General information
- Location: House o Hill, Edinburgh, Scotland
- Coordinates: 55°57′51″N 3°15′36″W﻿ / ﻿55.964229°N 3.259948°W
- Platforms: 2

Other information
- Status: Disused

History
- Original company: London, Midland and Scottish Railway

Key dates
- 1 February 1937: Opened
- 7 May 1951: Closed

Location

= House o'Hill Halt railway station =

Disused railway station in Edinburgh, Scotland

House o'Hill Halt railway station served the area of House o Hill, in Edinburgh, Scotland, between 1937 and 1951. It was a stop on the Barnton Branch.

== History ==
The station was opened on 1 February 1937 by the London, Midland and Scottish Railway. The suffix 'halt' was dropped from its name in Bradshaw's Guide later that year. It was closed on 7 May 1951.
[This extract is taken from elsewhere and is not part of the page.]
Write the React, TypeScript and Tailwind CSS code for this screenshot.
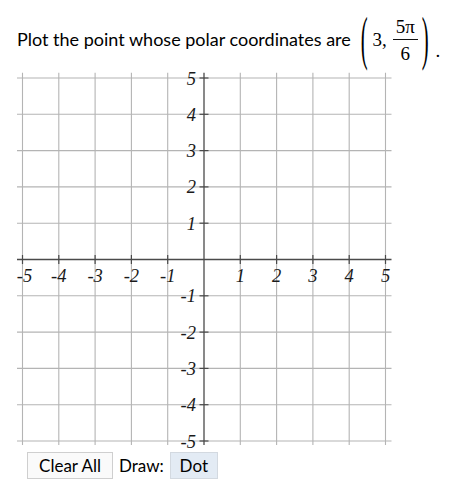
import React from "react";

const U = 36.3;
const OX = 204;
const OY = 191.5; // svg coords (page y - 68)

function Graph() {
  const ks = [-5, -4, -3, -2, -1, 0, 1, 2, 3, 4, 5];
  const x0 = 17, x1 = 391.5, y0 = 4.7, y1 = 377;
  return (
    <svg width={474} height={382} className="block font-['Liberation_Serif',serif]">
      {ks.map((k) =>
        k === 0 ? null : (
          <line key={"v" + k} x1={OX + k * U} x2={OX + k * U} y1={y0} y2={y1} stroke="#b4b4b4" strokeWidth={1.1} />
        )
      )}
      {ks.map((k) =>
        k === 0 ? null : (
          <line key={"h" + k} x1={x0} x2={x1} y1={OY - k * U} y2={OY - k * U} stroke="#b4b4b4" strokeWidth={1.1} />
        )
      )}
      <line x1={x0} x2={x1} y1={OY} y2={OY} stroke="#4a4a4a" strokeWidth={1.3} />
      <line x1={OX} x2={OX} y1={y0} y2={y1} stroke="#4a4a4a" strokeWidth={1.3} />
      {ks.map((k) =>
        k === 0 ? null : (
          <g key={"t" + k}>
            <line x1={OX + k * U} x2={OX + k * U} y1={OY - 4.5} y2={OY + 4.5} stroke="#4a4a4a" strokeWidth={1.2} />
            <line x1={OX - 4.5} x2={OX + 4.5} y1={OY - k * U} y2={OY - k * U} stroke="#4a4a4a" strokeWidth={1.2} />
            <text
              x={OX + k * U + (k === -5 ? 2 : 0)}
              y={OY + 22}
              textAnchor="middle"
              fontStyle="italic"
              fontSize={18.5}
              fontFamily="Liberation Serif, serif"
              fill="#1a1a1a"
            >
              {k < 0 ? "-" + -k : String(k)}
            </text>
            <text
              x={OX - 8}
              y={OY - k * U + 6.5}
              textAnchor="end"
              fontStyle="italic"
              fontSize={18.5}
              fontFamily="Liberation Serif, serif"
              fill="#1a1a1a"
            >
              {k < 0 ? "-" + -k : String(k)}
            </text>
          </g>
        )
      )}
    </svg>
  );
}

export default function App() {
  return (
    <div className="w-[474px] h-[490px] bg-white text-[#000] font-['Lato','Liberation_Sans',sans-serif]">
      <div className="flex items-center h-[68px] pl-[17px]">
        <span className="text-[18px] leading-none mt-[9px]">Plot the point whose polar coordinates are</span>
        <span className="ml-[9px] mt-[12px] inline-flex items-center text-[19px] leading-none font-['Liberation_Serif',serif]">
          <span className="inline-block text-[26px] scale-y-[2.3] scale-x-[0.8] leading-none">(</span>
          <span className="ml-[4px]">3,</span>
          <span className="inline-flex flex-col items-center ml-[6px]">
            <span className="leading-none pb-[3px]">5π</span>
            <span className="block h-[1.3px] w-[25px] bg-[#111]" />
            <span className="leading-none pt-[4px]">6</span>
          </span>
          <span className="inline-block text-[26px] scale-y-[2.3] scale-x-[0.8] leading-none ml-[3px]">)</span>
          <span className="ml-[6px] self-end mb-[3px]">.</span>
        </span>
      </div>
      <Graph />
      <div className="flex items-center mt-[2px] pl-[27px] text-[17px]">
        <button className="h-[27px] w-[86px] border border-[#cfcfcf] bg-[#fafafa] leading-none">Clear All</button>
        <span className="ml-[6px]">Draw:</span>
        <button className="ml-[6px] h-[27px] w-[48px] border border-[#d3d9e0] bg-[#e3ebf4] leading-none">Dot</button>
      </div>
    </div>
  );
}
| Preceding station | Disused railways |  |  | Following station |
|---|---|---|---|---|
| Craigleith Line and station closed |  | London, Midland and Scottish Railway Barnton Branch |  | Davidson's Mains Line and station closed |

==The site today==
The trackbed through the former halt forms part of a rail trail, the Roseburn Path. In 2025, the path was announced as the preferred route for a new Edinburgh Trams line between Granton in the north of the city and the Royal Infirmary in the south-east.